Some educators and students believe that the value of going to school is indeterminable. Detroit Public Schools Community District put a price on it.
The district began offering a financial incentive to bring high school students into the classroom and keep them coming. Starting January 6, the district has given $200 gift cards to high school students who have a perfect attendance record during every two-week cycle. The program will continue until March 21.
Michigan’s rate of chronic absenteeism, or when students miss 10% of school days, was 29.5% in the 2023-24 school year. While the rate has been improving over the past two consecutive years, Michigan has a significantly higher rate than the national average. In the 2023-24 school year, the national rate of chronic absenteeism was 23%.
Detroit has some of the highest rates of chronic absenteeism in the state.
In the first four weeks of the program, 4,936 high school students have received one gift card in at least one of the two cycles and 2,028 of them have had perfect attendance all four weeks, according to numbers acquired by Chalkbeat Detroit. The Detroit Public Schools Community District has 14,368 students in grades nine through 12.
The incentive has had a positive impact on attendance so far, according to Chrystal Wilson, assistant superintendent of communications and marketing at Detroit Public Schools Community District.

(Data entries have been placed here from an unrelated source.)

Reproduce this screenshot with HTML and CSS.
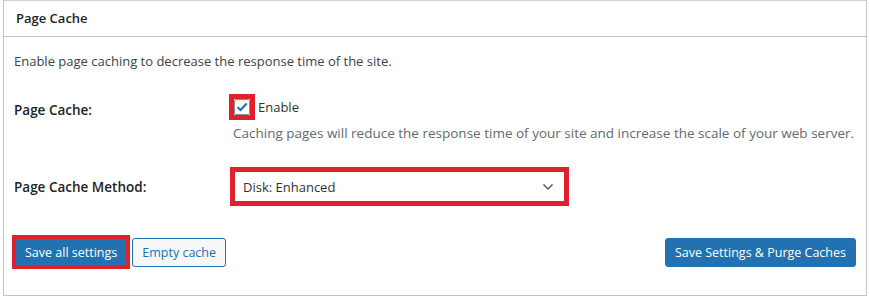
FILE: index.html
```html
<!DOCTYPE html>
<html lang="en">
<head>
  <meta charset="UTF-8" />
  <title>Page Cache</title>
  <link rel="stylesheet" href="styles.css">
</head>
<body>
  <div class="postbox">
    <h3 class="hndle">Page Cache</h3>
    <div class="inside">
      <p class="intro">Enable page caching to decrease the response time of the site.</p>

      <div class="form-table">
        <div class="row row-check">
          <div class="label">Page Cache:</div>
          <div class="field">
            <label class="check-line">
              <span class="mark mark-check">
                <span class="checkbox">
                  <svg width="12" height="10" viewBox="0 0 12 10"><path d="M1.5 5.2 L4.6 8 L10.6 1.6" fill="none" stroke="#2271b1" stroke-width="2.2"/></svg>
                </span>
              </span>
              Enable
            </label>
            <p class="desc">Caching pages will reduce the response time of your site and increase the scale of your web server.</p>
          </div>
        </div>

        <div class="row row-select">
          <div class="label">Page Cache Method:</div>
          <div class="field">
            <div class="mark mark-select">
              <div class="select">
                <span>Disk: Enhanced</span>
                <svg width="12" height="8" viewBox="0 0 12 8"><path d="M1.5 1.5 L6 6 L10.5 1.5" fill="none" stroke="#50575e" stroke-width="1.5"/></svg>
              </div>
            </div>
          </div>
        </div>
      </div>

      <div class="actions">
        <div class="left-actions">
          <span class="mark mark-btn"><button class="button button-primary">Save all settings</button></span>
          <button class="button">Empty cache</button>
        </div>
        <button class="button button-primary">Save Settings &amp; Purge Caches</button>
      </div>
    </div>
  </div>
</body>
</html>
```

FILE: styles.css
```css
body {
  margin: 0;
  font-family: "Open Sans", "Noto Sans", sans-serif;
  font-size: 13px;
  color: #1d2327;
  background: #fff;
}

.postbox {
  margin: 0 2px 0 3px;
  height: 296px;
  border: 1px solid #c3c4c7;
  border-top-color: #cfd0d2;
  box-sizing: border-box;
}

.hndle {
  margin: 0;
  height: 36px;
  padding: 0 12px;
  line-height: 35px;
  font-size: 13px;
  font-weight: 600;
  border-bottom: 1px solid #c3c4c7;
  box-sizing: border-box;
}

.inside {
  padding: 0 10px;
}

.intro {
  margin: 14px 0 0;
  line-height: 20px;
  color: #3c434a;
}

.form-table {
  margin-top: 23px;
}

.row {
  display: flex;
}

.label {
  width: 215px;
  flex: none;
  font-size: 13.5px;
  font-weight: 600;
  color: #1d2327;
}

.row-check .label {
  line-height: 26px;
  padding-top: 3px;
}

.check-line {
  display: flex;
  align-items: center;
  gap: 3px;
  line-height: 26px;
  color: #2c3338;
}

.mark {
  display: inline-block;
  border: 5px solid #e0202b;
}

.mark-check {
  display: flex;
}

.checkbox {
  display: flex;
  align-items: center;
  justify-content: center;
  width: 16px;
  height: 16px;
  box-sizing: border-box;
  border: 1px solid #8c8f94;
  background: #fff;
  border-radius: 2px;
}

.desc {
  margin: 3px 0 0 4px;
  line-height: 20px;
  font-size: 13.5px;
  color: #646970;
}

.row-select {
  margin-top: 24px;
  align-items: center;
}

.row-select .field {
  margin-left: 1px;
}

.select {
  display: flex;
  align-items: center;
  justify-content: space-between;
  width: 329px;
  height: 29px;
  padding: 0 10px 0 8px;
  box-sizing: border-box;
  background: #fff;
  color: #2c3338;
}

.actions {
  display: flex;
  justify-content: space-between;
  align-items: center;
  margin-top: 29px;
}

.left-actions {
  display: flex;
  align-items: center;
  gap: 2px;
  margin-left: -2px;
}

.mark-btn {
  border-width: 4px;
  line-height: 0;
}

.button {
  font-family: inherit;
  font-size: 12.5px;
  height: 29px;
  padding: 0 9px;
  border: 1px solid #2271b1;
  border-radius: 3px;
  background: #f6f7f7;
  color: #2271b1;
  cursor: pointer;
}

.button-primary {
  background: #2271b1;
  color: #fff;
}

.mark-btn .button {
  height: 26px;
  border-radius: 0;
  padding: 0 8px;
}
```
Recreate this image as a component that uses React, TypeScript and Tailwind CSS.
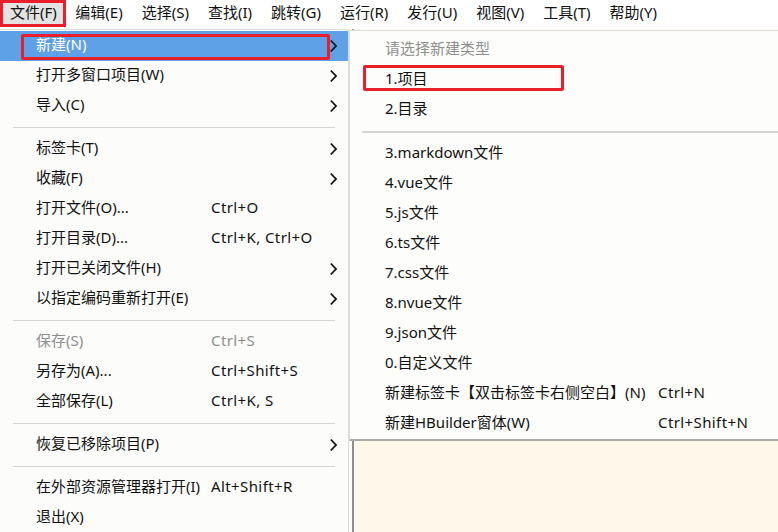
import React from "react";

const font = { fontFamily: '"Noto Sans", "Noto Sans CJK SC", sans-serif' };

const topMenus = [
  "文件(F)",
  "编辑(E)",
  "选择(S)",
  "查找(I)",
  "跳转(G)",
  "运行(R)",
  "发行(U)",
  "视图(V)",
  "工具(T)",
  "帮助(Y)",
];

type Item =
  | { sep: true }
  | { label: string; key?: string; sub?: boolean; disabled?: boolean; active?: boolean; sep?: false };

const fileMenu: Item[] = [
  { label: "新建(N)", sub: true, active: true },
  { label: "打开多窗口项目(W)", sub: true },
  { label: "导入(C)", sub: true },
  { sep: true },
  { label: "标签卡(T)", sub: true },
  { label: "收藏(F)", sub: true },
  { label: "打开文件(O)...", key: "Ctrl+O" },
  { label: "打开目录(D)...", key: "Ctrl+K, Ctrl+O" },
  { label: "打开已关闭文件(H)", sub: true },
  { label: "以指定编码重新打开(E)", sub: true },
  { sep: true },
  { label: "保存(S)", key: "Ctrl+S", disabled: true },
  { label: "另存为(A)...", key: "Ctrl+Shift+S" },
  { label: "全部保存(L)", key: "Ctrl+K, S" },
  { sep: true },
  { label: "恢复已移除项目(P)", sub: true },
  { sep: true },
  { label: "在外部资源管理器打开(I)", key: "Alt+Shift+R" },
  { label: "退出(X)" },
];

const newItems = [
  { label: "3.markdown文件" },
  { label: "4.vue文件" },
  { label: "5.js文件" },
  { label: "6.ts文件" },
  { label: "7.css文件" },
  { label: "8.nvue文件" },
  { label: "9.json文件" },
  { label: "0.自定义文件" },
  { label: "新建标签卡【双击标签卡右侧空白】(N)", key: "Ctrl+N" },
  { label: "新建HBuilder窗体(W)", key: "Ctrl+Shift+N" },
];

function Chevron() {
  return (
    <svg width="9" height="14" viewBox="0 0 9 14" className="absolute left-[329px] top-[8px]">
      <path d="M1.8 1.5 L7 7 L1.8 12.5" fill="none" stroke="#111" strokeWidth="1.8" />
    </svg>
  );
}

function FileMenu() {
  return (
    <div className="absolute left-0 top-[29px] w-[349px] h-[503px] bg-[#fcfcfb] border-t border-r border-[#dcdcdc] pt-px">
      {fileMenu.map((it, i) =>
        it.sep ? (
          <div key={i} className="h-[13px] flex items-center px-[13px]">
            <div className="h-px w-full bg-[#d4d4d4]" />
          </div>
        ) : (
          <div
            key={i}
            className={`relative h-[30px] flex items-center text-[15px] ${
              it.active ? "bg-[#5ea1e7] text-white" : it.disabled ? "text-[#8e8e8e]" : "text-[#111]"
            }`}
          >
            {it.active && (
              <div className="absolute left-[21px] top-[3px] w-[309px] h-[26px] border-[3px] border-[#e8202b] rounded-[2px]" />
            )}
            <span className="pl-[36px] pb-[3px] w-[211px] whitespace-nowrap">{it.label}</span>
            {it.key && <span className="pb-[3px] tracking-[0.4px] whitespace-nowrap">{it.key}</span>}
            {it.sub && <Chevron />}
          </div>
        )
      )}
    </div>
  );
}

function NewMenu() {
  return (
    <div className="absolute left-[349px] top-[30px] w-[429px] h-[411px] bg-[#fdfdfb] border-l border-t border-[#dcdcdc] border-b-2 border-b-[#a9a9a9] pt-[4px] text-[15px] text-[#111]">
      <div className="h-[30px] flex items-center pl-[35px] pb-[3px] text-[#8e8e8e]">请选择新建类型</div>
      <div className="relative h-[30px] flex items-center pl-[35px] pb-[3px]">
        <div className="absolute left-[13px] top-0 w-[201px] h-[26px] border-[3px] border-[#e8202b] rounded-[2px]" />
        1.项目
      </div>
      <div className="h-[30px] flex items-center pl-[35px] pb-[3px]">2.目录</div>
      <div className="h-[14px] flex items-center pl-[12px]">
        <div className="h-[2px] w-full bg-[#d4d4d4]" />
      </div>
      {newItems.map((it, i) => (
        <div key={i} className="h-[30px] flex items-center pb-[3px]">
          <span className="pl-[35px] w-[308px] whitespace-nowrap">{it.label}</span>
          {it.key && <span className="tracking-[0.4px] whitespace-nowrap">{it.key}</span>}
        </div>
      ))}
    </div>
  );
}

export default function App() {
  return (
    <div className="relative w-[778px] h-[532px] overflow-hidden bg-white" style={font}>
      <div className="h-[29px] flex items-start bg-white text-[15px] text-[#111]">
        {topMenus.map((m, i) => (
          <div
            key={m}
            className={`h-[27px] flex items-center pb-[2px] whitespace-nowrap ${
              i === 0 ? "bg-[#e3e3e3] border-[3px] border-[#e8202b] pl-[7px] pr-[6px]" : "px-[9.5px]"
            }`}
          >
            {m}
          </div>
        ))}
      </div>
      <div className="flex h-[503px]">
        <div className="w-[352px] bg-white" />
        <div className="flex-1 bg-[#fdf8ea] border-l-2 border-[#8f8f8f]" />
      </div>
      <FileMenu />
      <NewMenu />
    </div>
  );
}
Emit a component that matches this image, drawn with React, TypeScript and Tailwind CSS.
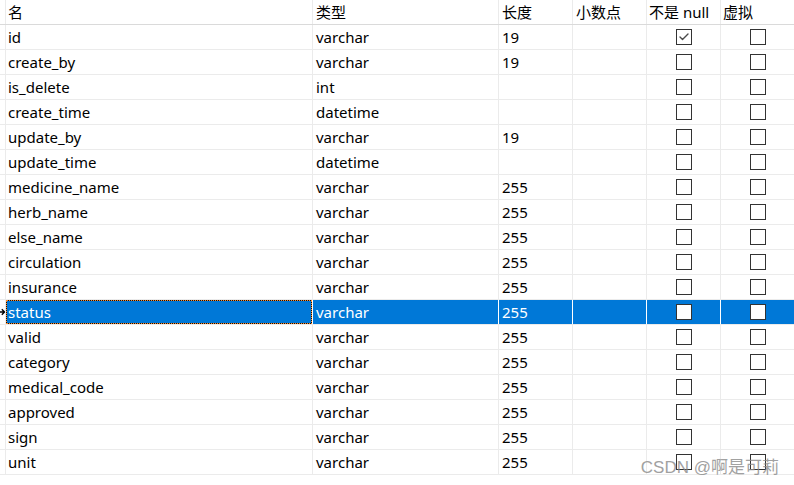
import { Check } from 'lucide-react';

interface Field {
    name: string;
    type: string;
    length: string;
    notNull?: boolean;
}

const fields: Field[] = [
    { name: 'id', type: 'varchar', length: '19', notNull: true },
    { name: 'create_by', type: 'varchar', length: '19' },
    { name: 'is_delete', type: 'int', length: '' },
    { name: 'create_time', type: 'datetime', length: '' },
    { name: 'update_by', type: 'varchar', length: '19' },
    { name: 'update_time', type: 'datetime', length: '' },
    { name: 'medicine_name', type: 'varchar', length: '255' },
    { name: 'herb_name', type: 'varchar', length: '255' },
    { name: 'else_name', type: 'varchar', length: '255' },
    { name: 'circulation', type: 'varchar', length: '255' },
    { name: 'insurance', type: 'varchar', length: '255' },
    { name: 'status', type: 'varchar', length: '255' },
    { name: 'valid', type: 'varchar', length: '255' },
    { name: 'category', type: 'varchar', length: '255' },
    { name: 'medical_code', type: 'varchar', length: '255' },
    { name: 'approved', type: 'varchar', length: '255' },
    { name: 'sign', type: 'varchar', length: '255' },
    { name: 'unit', type: 'varchar', length: '255' },
];

const SELECTED = 'status';

function CheckBox({ checked }: { checked?: boolean }) {
    return (
        <div className="flex h-4 w-4 items-center justify-center border border-[#333] bg-white">
            {checked && <Check className="h-3 w-3 text-[#4a4a4a]" strokeWidth={2.75} />}
        </div>
    );
}

function Row({ field }: { field: Field }) {
    const sel = field.name === SELECTED;
    const line = sel ? 'border-white' : 'border-[#ebebeb]';
    return (
        <div
            className={
                'flex h-[25px] border-b border-[#ebebeb] ' +
                (sel ? 'bg-[#0078d7] text-white' : 'text-black')
            }
        >
            {/* row indicator */}
            <div className="flex w-[6px] items-center border-r border-[#ebebeb] bg-white">
                {sel && (
                    <svg width="5" height="8" viewBox="0 0 5 8">
                        <path d="M0 4H4.5M1.8 1.2L4.5 4L1.8 6.8" stroke="#000" strokeWidth="1.3" fill="none" />
                    </svg>
                )}
            </div>
            <div className={'relative flex w-[307px] items-center border-r px-[2px] ' + line}>
                {sel && (
                    <>
                        <div className="absolute inset-0 border border-[#111]" />
                        <div className="absolute inset-0 border border-dotted border-[#ff8a2a]" />
                    </>
                )}
                <span className="relative">{field.name}</span>
            </div>
            <div className={'flex w-[186px] items-center border-r px-[3px] ' + line}>{field.type}</div>
            <div className={'flex w-[74px] items-center border-r px-[3px] ' + line}>{field.length}</div>
            <div className={'flex w-[74px] items-center border-r px-[3px] ' + line} />
            <div className={'flex w-[74px] items-center justify-center border-r ' + line}>
                <CheckBox checked={field.notNull} />
            </div>
            <div className="flex w-[73px] items-center justify-center">
                <CheckBox />
            </div>
        </div>
    );
}

export default function App() {
    return (
        <div
            className="relative h-[485px] w-[794px] overflow-hidden bg-white text-[15px] leading-none"
            style={{ fontFamily: '"Noto Sans", "Noto Sans CJK SC", sans-serif' }}
        >
            {/* Header */}
            <div className="flex h-[25px] border-b border-[#dadada] text-black">
                <div className="w-[6px] border-r border-[#ebebeb]" />
                <div className="flex w-[307px] items-center border-r border-[#ebebeb] px-[2px]">名</div>
                <div className="flex w-[186px] items-center border-r border-[#ebebeb] px-[3px]">类型</div>
                <div className="flex w-[74px] items-center border-r border-[#ebebeb] px-[3px]">长度</div>
                <div className="flex w-[74px] items-center border-r border-[#ebebeb] px-[3px]">小数点</div>
                <div className="flex w-[74px] items-center border-r border-[#ebebeb] px-[2px]">不是 null</div>
                <div className="flex w-[73px] items-center px-[2px]">虚拟</div>
            </div>

            {fields.map((f) => (
                <Row key={f.name} field={f} />
            ))}

            {/* watermark */}
            <div
                className="absolute bottom-[9px] right-[15px] text-[17px] text-[#8a8a8a] opacity-80"
                style={{ fontFamily: '"Liberation Sans", "Noto Sans CJK SC", sans-serif' }}
            >
                CSDN @啊是可莉
            </div>
        </div>
    );
}
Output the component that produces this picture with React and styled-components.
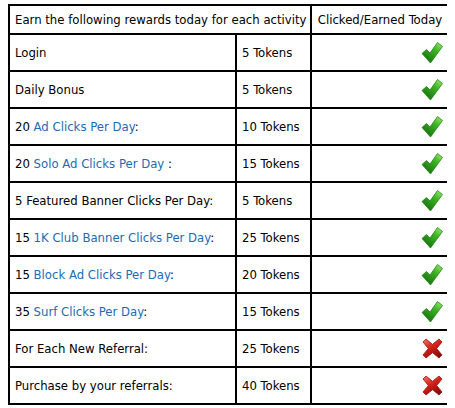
import React from "react";
import styled, { createGlobalStyle } from "styled-components";

const Global = createGlobalStyle`
  html, body { background: #fff; }
  body { margin: 4px 8px; font-family: "DejaVu Sans Condensed", "DejaVu Sans", sans-serif; font-stretch: condensed; }
`;

const Table = styled.table`
  border-collapse: collapse;
  width: 440px;
  table-layout: fixed;
  font-size: 13px;
  color: #000;
`;

const Cell = styled.td`
  border: 2px solid #000;
  padding: 0 5px;
  height: ${(p) => (p.$head ? 27 : 35)}px;
  box-sizing: content-box;
  text-align: ${(p) => p.$align || "left"};
  vertical-align: middle;
  white-space: nowrap;
  line-height: 15px;
`;

const IconCell = styled(Cell)`
  padding: 0 5px 0 0;
  text-align: right;
  & > svg { display: inline-block; vertical-align: middle; }
`;

const Link = styled.a`
  color: #1b6cb5;
  text-decoration: none;
`;

const Check = () => (
  <svg width="22" height="23" viewBox="0 0 22 23">
    <defs>
      <linearGradient id="cg" x1="1" y1="0" x2="0.2" y2="1">
        <stop offset="0" stopColor="#a6ee72" />
        <stop offset="0.4" stopColor="#3cb424" />
        <stop offset="1" stopColor="#146a0d" />
      </linearGradient>
    </defs>
    <path
      d="M1 12.5 L5.5 8.5 L9 12 L16.5 1.5 L21.5 5.5 L9.5 22 Z"
      fill="url(#cg)"
      stroke="#1f8516"
      strokeWidth="0.8"
      strokeLinejoin="round"
    />
  </svg>
);

const Cross = () => (
  <svg width="21" height="21" viewBox="0 0 21 21">
    <defs>
      <linearGradient id="xg" x1="0" y1="0" x2="0.6" y2="1">
        <stop offset="0" stopColor="#f07a6a" />
        <stop offset="0.5" stopColor="#d42219" />
        <stop offset="1" stopColor="#8a0c08" />
      </linearGradient>
    </defs>
    <path
      d="M4 1 L10.5 6.3 L17 1 L20 4 L14.7 10.5 L20 17 L17 20 L10.5 14.7 L4 20 L1 17 L6.3 10.5 L1 4 Z"
      fill="url(#xg)"
      stroke="#9a1410"
      strokeWidth="0.8"
      strokeLinejoin="round"
    />
  </svg>
);

const rows = [
  { pre: "Login", tokens: 5, ok: true },
  { pre: "Daily Bonus", tokens: 5, ok: true },
  { pre: "20 ", link: "Ad Clicks Per Day", post: ":", tokens: 10, ok: true },
  { pre: "20 ", link: "Solo Ad Clicks Per Day", post: " :", tokens: 15, ok: true },
  { pre: "5 Featured Banner Clicks Per Day:", tokens: 5, ok: true },
  { pre: "15 ", link: "1K Club Banner Clicks Per Day", post: ":", tokens: 25, ok: true },
  { pre: "15 ", link: "Block Ad Clicks Per Day", post: ":", tokens: 20, ok: true },
  { pre: "35 ", link: "Surf Clicks Per Day", post: ":", tokens: 15, ok: true },
  { pre: "For Each New Referral:", tokens: 25, ok: false },
  { pre: "Purchase by your referrals:", tokens: 40, ok: false },
];

export default function App() {
  return (
    <>
      <Global />
      <Table>
        <colgroup>
          <col style={{ width: 227 }} />
          <col style={{ width: 75 }} />
          <col style={{ width: 138 }} />
        </colgroup>
        <tbody>
          <tr>
            <Cell $head colSpan={2}>Earn the following rewards today for each activity</Cell>
            <Cell $head $align="center">Clicked/Earned Today</Cell>
          </tr>
          {rows.map((r, i) => (
            <tr key={i}>
              <Cell>
                {r.pre}
                {r.link && <Link href="#">{r.link}</Link>}
                {r.post}
              </Cell>
              <Cell>{r.tokens} Tokens</Cell>
              <IconCell>{r.ok ? <Check /> : <Cross />}</IconCell>
            </tr>
          ))}
        </tbody>
      </Table>
    </>
  );
}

“The high school attendance program is performing well; we have realized approximately a 5% increase in high school attendance from this time last year,” Wilson wrote in an email to Michigan Public. “We are on Mid Winter break this week and will continue the program when we return.”
At a board meeting on February 11, Detroit Superintendent Nikolai Vitti said he believes the incentive program is contributing to this school year’s decrease in chronic absenteeism in Detroit public schools.
“Roughly 10% of students that have received the incentive have … already had perfect attendance,” Vitti said. “And so that tells you, I would suggest, that 90% of students who are getting the incentive do not have perfect attendance. So this is not just rewarding those that have already been going to school.”
The gift card incentive is one of two new incentives aimed at improving attendance. The district has also begun including attendance requirements in grade promotion guidelines. Students in grades K through eight who miss 45 or more days of the year will be required to repeat the grade. High school students who miss 23 or more days of a course in a semester will be required to retake the course or take a credit recovery course.
Some schools in the district have also taken matters into their own hands, giving students additional attendance incentives.
Studies have shown that incentives might not be the most effective way to bring students into the classroom. Vitti spoke at the board meeting about how a lack of accessible transportation and affordable housing are barriers for students who are absent from class.
The Detroit Partnership for Education Equity and Research found that 47% of Detroit students attend a school that has no transportation available to general education students.
The Detroit research group also published a 2021 brief on the issue in Detroit, finding that there are a variety of drivers for chronic absenteeism that gift cards might not be able to alleviate.
“The major drivers of high absenteeism in Detroit and other cities are related to broader social and economic inequalities that will not be overcome through incentives,” the brief reads.
The program’s effectiveness will be discussed by the district and board at the end of the school year.
Mi’Kah West is a senior at Cass Technical High School who is on the District Executive Youth Council. West spoke at the school board meeting about the student body's reaction to the gift card incentive.
“Students were like, ‘Imma come to school because I wanted two hundred dollars,’” West said. “And while we don't want to just say, ‘We want to come to school for the money,’ I think it's important to see that students are … willing to come to school now.”